** Stated task **
List, from the lines below, each one with "that" in it.

|---|

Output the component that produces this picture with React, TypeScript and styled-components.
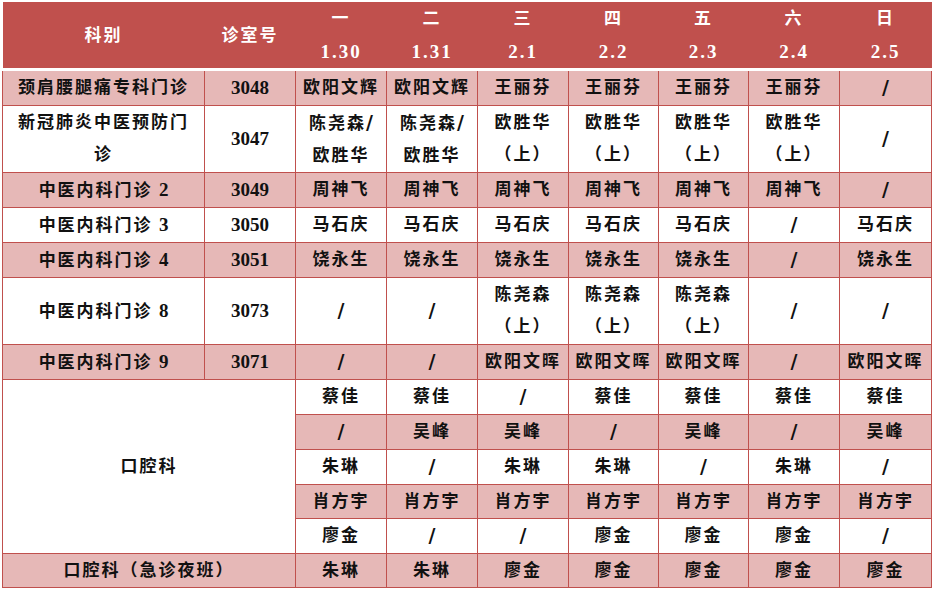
import React from "react";
import styled, { createGlobalStyle } from "styled-components";

const RED = "#c0504d";
const PINK = "#e6b8b7";

const Global = createGlobalStyle`
  html, body { margin: 0; padding: 0; background: #fff; }
  body { padding: 2px; }
`;

const Table = styled.table`
  border-collapse: collapse;
  table-layout: fixed;
  width: 929px;
  font-family: "Liberation Serif", "Noto Sans CJK SC", serif;
  font-size: 17px;
  font-weight: 700;
  letter-spacing: 2px;
  color: #111;
`;

const HeadRow = styled.tr`
  height: 33px;
`;

const HeadCell = styled.th<{ $bottom?: boolean; $num?: boolean }>`
  background: ${RED};
  color: #fff;
  font-weight: 700;
  font-size: ${(p) => (p.$num ? "19px" : "17px")};
  padding: 0;
  text-align: center;
  vertical-align: middle;
  line-height: 33px;
  border: none;
  border-bottom: ${(p) => (p.$bottom ? "3px solid #fff" : "none")};
`;

const Row = styled.tr<{ $h: number }>`
  height: ${(p) => p.$h}px;
`;

const Cell = styled.td<{ $pink?: boolean }>`
  background: ${(p) => (p.$pink ? PINK : "#fff")};
  border: 1px solid ${RED};
  padding: 0;
  text-align: center;
  vertical-align: middle;
  line-height: 32px;
  white-space: nowrap;
`;

const NameCell = styled(Cell)`
  padding: 0 8px;
  white-space: normal;
`;

const RoomCell = styled(Cell)`
  font-size: 19px;
  letter-spacing: 0;
`;

const Num = styled.span`
  font-size: 19px;
  letter-spacing: 0;
`;

const Slash = styled.span`
  font-family: "DejaVu Sans", sans-serif;
  font-weight: 700;
  font-size: 19px;
  letter-spacing: 0;
`;

const widths = [202, 91, 91, 91, 91, 90, 90, 91, 92];
const days = ["一", "二", "三", "四", "五", "六", "日"];
const dates = ["1.30", "1.31", "2.1", "2.2", "2.3", "2.4", "2.5"];

type Entry = { dept: string; room: string; h: number; cells: string[] };

const UP = "欧胜华\n（上）";
const CY = "陈尧森\n（上）";

const rows: Entry[] = [
  { dept: "颈肩腰腿痛专科门诊", room: "3048", h: 36, cells: ["欧阳文辉", "欧阳文辉", "王丽芬", "王丽芬", "王丽芬", "王丽芬", "/"] },
  { dept: "新冠肺炎中医预防门诊", room: "3047", h: 66, cells: ["陈尧森/\n欧胜华", "陈尧森/\n欧胜华", UP, UP, UP, UP, "/"] },
  { dept: "中医内科门诊 2", room: "3049", h: 35, cells: ["周神飞", "周神飞", "周神飞", "周神飞", "周神飞", "周神飞", "/"] },
  { dept: "中医内科门诊 3", room: "3050", h: 34, cells: ["马石庆", "马石庆", "马石庆", "马石庆", "马石庆", "/", "马石庆"] },
  { dept: "中医内科门诊 4", room: "3051", h: 35, cells: ["饶永生", "饶永生", "饶永生", "饶永生", "饶永生", "/", "饶永生"] },
  { dept: "中医内科门诊 8", room: "3073", h: 67, cells: ["/", "/", CY, CY, CY, "/", "/"] },
  { dept: "中医内科门诊 9", room: "3071", h: 34, cells: ["/", "/", "欧阳文晖", "欧阳文晖", "欧阳文晖", "/", "欧阳文晖"] },
];

const dental: { h: number; cells: string[] }[] = [
  { h: 35, cells: ["蔡佳", "蔡佳", "/", "蔡佳", "蔡佳", "蔡佳", "蔡佳"] },
  { h: 35, cells: ["/", "吴峰", "吴峰", "/", "吴峰", "/", "吴峰"] },
  { h: 34, cells: ["朱琳", "/", "朱琳", "朱琳", "/", "朱琳", "/"] },
  { h: 34, cells: ["肖方宇", "肖方宇", "肖方宇", "肖方宇", "肖方宇", "肖方宇", "肖方宇"] },
  { h: 34, cells: ["廖金", "/", "/", "廖金", "廖金", "廖金", "/"] },
];

const night = ["朱琳", "朱琳", "廖金", "廖金", "廖金", "廖金", "廖金"];

const Segment = ({ text }: { text: string }) => {
  const parts = text.split("/");
  return (
    <>
      {parts.map((p, i) => (
        <React.Fragment key={i}>
          {i > 0 && <Slash>/</Slash>}
          {p}
        </React.Fragment>
      ))}
    </>
  );
};

const Value = ({ text }: { text: string }) => (
  <>
    {text.split("\n").map((t, i) => (
      <React.Fragment key={i}>
        {i > 0 && <br />}
        <Segment text={t} />
      </React.Fragment>
    ))}
  </>
);

const Dept = ({ text }: { text: string }) => {
  const m = text.match(/^(.*) (\d+)$/);
  if (!m) return <>{text}</>;
  return (
    <>
      {m[1]} <Num>{m[2]}</Num>
    </>
  );
};

export default function App() {
  return (
    <>
      <Global />
      <Table>
        <colgroup>
          {widths.map((w, i) => (
            <col key={i} style={{ width: w }} />
          ))}
        </colgroup>
        <thead>
          <HeadRow>
            <HeadCell rowSpan={2} $bottom>科别</HeadCell>
            <HeadCell rowSpan={2} $bottom>诊室号</HeadCell>
            {days.map((d) => (
              <HeadCell key={d}>{d}</HeadCell>
            ))}
          </HeadRow>
          <HeadRow>
            {dates.map((d) => (
              <HeadCell key={d} $bottom $num>{d}</HeadCell>
            ))}
          </HeadRow>
        </thead>
        <tbody>
          {rows.map((r, i) => {
            const pink = i % 2 === 0;
            return (
              <Row key={r.dept} $h={r.h}>
                <NameCell $pink={pink}>
                  <Dept text={r.dept} />
                </NameCell>
                <RoomCell $pink={pink}>{r.room}</RoomCell>
                {r.cells.map((c, j) => (
                  <Cell key={j} $pink={pink}>
                    <Value text={c} />
                  </Cell>
                ))}
              </Row>
            );
          })}
          {dental.map((r, i) => {
            const pink = i % 2 === 1;
            return (
              <Row key={"d" + i} $h={r.h}>
                {i === 0 && (
                  <Cell colSpan={2} rowSpan={5}>口腔科</Cell>
                )}
                {r.cells.map((c, j) => (
                  <Cell key={j} $pink={pink}>
                    <Value text={c} />
                  </Cell>
                ))}
              </Row>
            );
          })}
          <Row $h={34}>
            <Cell colSpan={2} $pink>口腔科（急诊夜班）</Cell>
            {night.map((c, j) => (
              <Cell key={j} $pink>
                <Value text={c} />
              </Cell>
            ))}
          </Row>
        </tbody>
      </Table>
    </>
  );
}
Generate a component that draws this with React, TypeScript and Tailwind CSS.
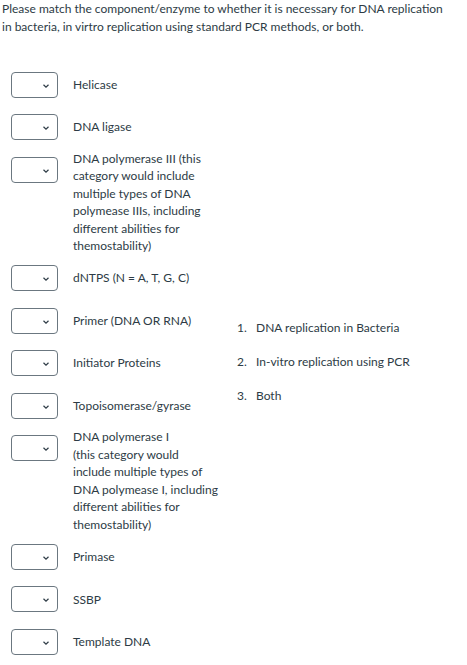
import React from "react";

function Chevron() {
  return (
    <svg width="8" height="6" viewBox="0 0 8 6" className="absolute left-[30px] top-[10px]">
      <path d="M1.5 1.8 L4 4.2 L6.5 1.8" fill="none" stroke="#2d3b45" strokeWidth="1.2" />
    </svg>
  );
}

function SelectBox() {
  return (
    <div className="relative w-[47px] h-[26px] shrink-0 rounded-[4px] border border-[#6b7780] bg-white">
      <Chevron />
    </div>
  );
}

type Item = { lines: string[] };

const items: Item[] = [
  { lines: ["Helicase"] },
  { lines: ["DNA ligase"] },
  {
    lines: [
      "DNA polymerase III (this",
      "category would include",
      "multiple types of DNA",
      "polymease IIIs, including",
      "different abilities for",
      "themostability)",
    ],
  },
  { lines: ["dNTPS (N = A, T, G, C)"] },
  { lines: ["Primer (DNA OR RNA)"] },
  { lines: ["Initiator Proteins"] },
  { lines: ["Topoisomerase/gyrase"] },
  {
    lines: [
      "DNA polymerase I",
      "(this category would",
      "include multiple types of",
      "DNA polymease I, including",
      "different abilities for",
      "themostability)",
    ],
  },
  { lines: ["Primase"] },
  { lines: ["SSBP"] },
  { lines: ["Template DNA"] },
];

export default function App() {
  return (
    <div
      className="bg-white text-[#2d3b45] w-[467px] min-h-[665px]"
      style={{ fontFamily: "Lato, 'Noto Sans', sans-serif" }}
    >
      <p className="pl-[2px] pt-0 text-[12px] leading-[17.5px] m-0">
        Please match the component/enzyme to whether it is necessary for DNA replication
        <br />
        in bacteria, in virtro replication using standard PCR methods, or both.
      </p>
      <div className="flex items-center mt-[36.5px]">
        <div className="flex flex-col pl-[11px] w-[226px]">
          {items.map((it, i) =>
            it.lines.length > 1 ? (
              <div key={i} className="flex items-start gap-[15px] h-[98px] mb-[10.7px]">
                <SelectBox />
                <div className="-mt-[7px] text-[12px] leading-[17.5px] whitespace-nowrap">
                  {it.lines.map((l, j) => (
                    <div key={j}>{l}</div>
                  ))}
                </div>
              </div>
            ) : (
              <div key={i} className="flex items-center gap-[15px] h-[26px] mb-[16.5px] last:mb-0">
                <SelectBox />
                <div className="text-[12px] leading-[17.5px] whitespace-nowrap">{it.lines[0]}</div>
              </div>
            )
          )}
        </div>
        <ol className="flex flex-col gap-[16.5px] text-[12px] leading-[17.5px] pl-[11px] mb-[3px]">
          <li className="flex">
            <span className="w-[19px]">1.</span>
            <span>DNA replication in Bacteria</span>
          </li>
          <li className="flex">
            <span className="w-[19px]">2.</span>
            <span>In-vitro replication using PCR</span>
          </li>
          <li className="flex">
            <span className="w-[19px]">3.</span>
            <span>Both</span>
          </li>
        </ol>
      </div>
    </div>
  );
}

|---|

** Final answer **
Output the component that produces this picture with React, TypeScript and styled-components.
Generate a component that draws this with React, TypeScript and Tailwind CSS.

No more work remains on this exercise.